_Your objective_
Only a number is wanted: how many lines in the listing contain the word "index"?

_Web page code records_
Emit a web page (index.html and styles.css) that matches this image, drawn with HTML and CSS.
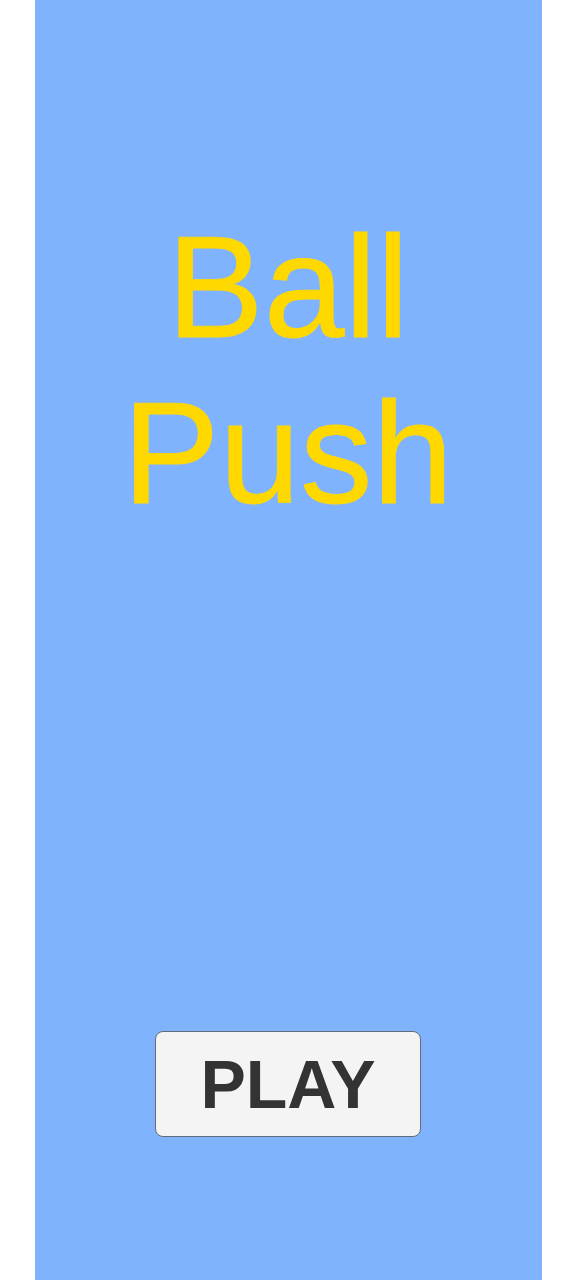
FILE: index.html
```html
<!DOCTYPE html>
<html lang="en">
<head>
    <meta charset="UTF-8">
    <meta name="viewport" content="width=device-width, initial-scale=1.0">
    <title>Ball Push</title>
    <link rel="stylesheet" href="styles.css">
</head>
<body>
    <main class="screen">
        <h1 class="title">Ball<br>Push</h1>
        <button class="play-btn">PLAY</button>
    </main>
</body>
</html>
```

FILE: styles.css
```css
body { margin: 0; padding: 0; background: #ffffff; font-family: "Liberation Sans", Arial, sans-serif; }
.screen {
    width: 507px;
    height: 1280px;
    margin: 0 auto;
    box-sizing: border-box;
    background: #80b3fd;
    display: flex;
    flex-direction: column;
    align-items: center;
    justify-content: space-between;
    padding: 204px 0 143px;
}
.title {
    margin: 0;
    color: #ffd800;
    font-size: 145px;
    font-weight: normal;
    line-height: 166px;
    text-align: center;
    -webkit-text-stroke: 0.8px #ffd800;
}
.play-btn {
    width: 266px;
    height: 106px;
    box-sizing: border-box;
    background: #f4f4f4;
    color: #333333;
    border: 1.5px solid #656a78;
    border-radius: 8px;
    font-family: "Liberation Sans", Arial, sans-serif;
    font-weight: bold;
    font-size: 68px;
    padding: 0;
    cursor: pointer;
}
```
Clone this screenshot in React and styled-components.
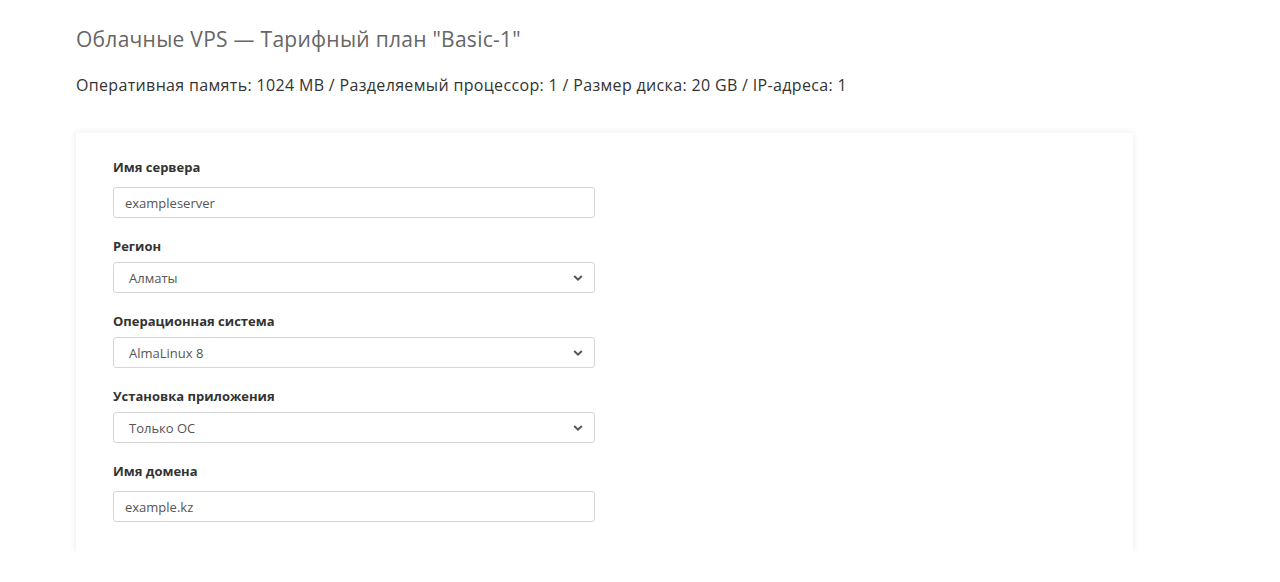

_Worked answer_
2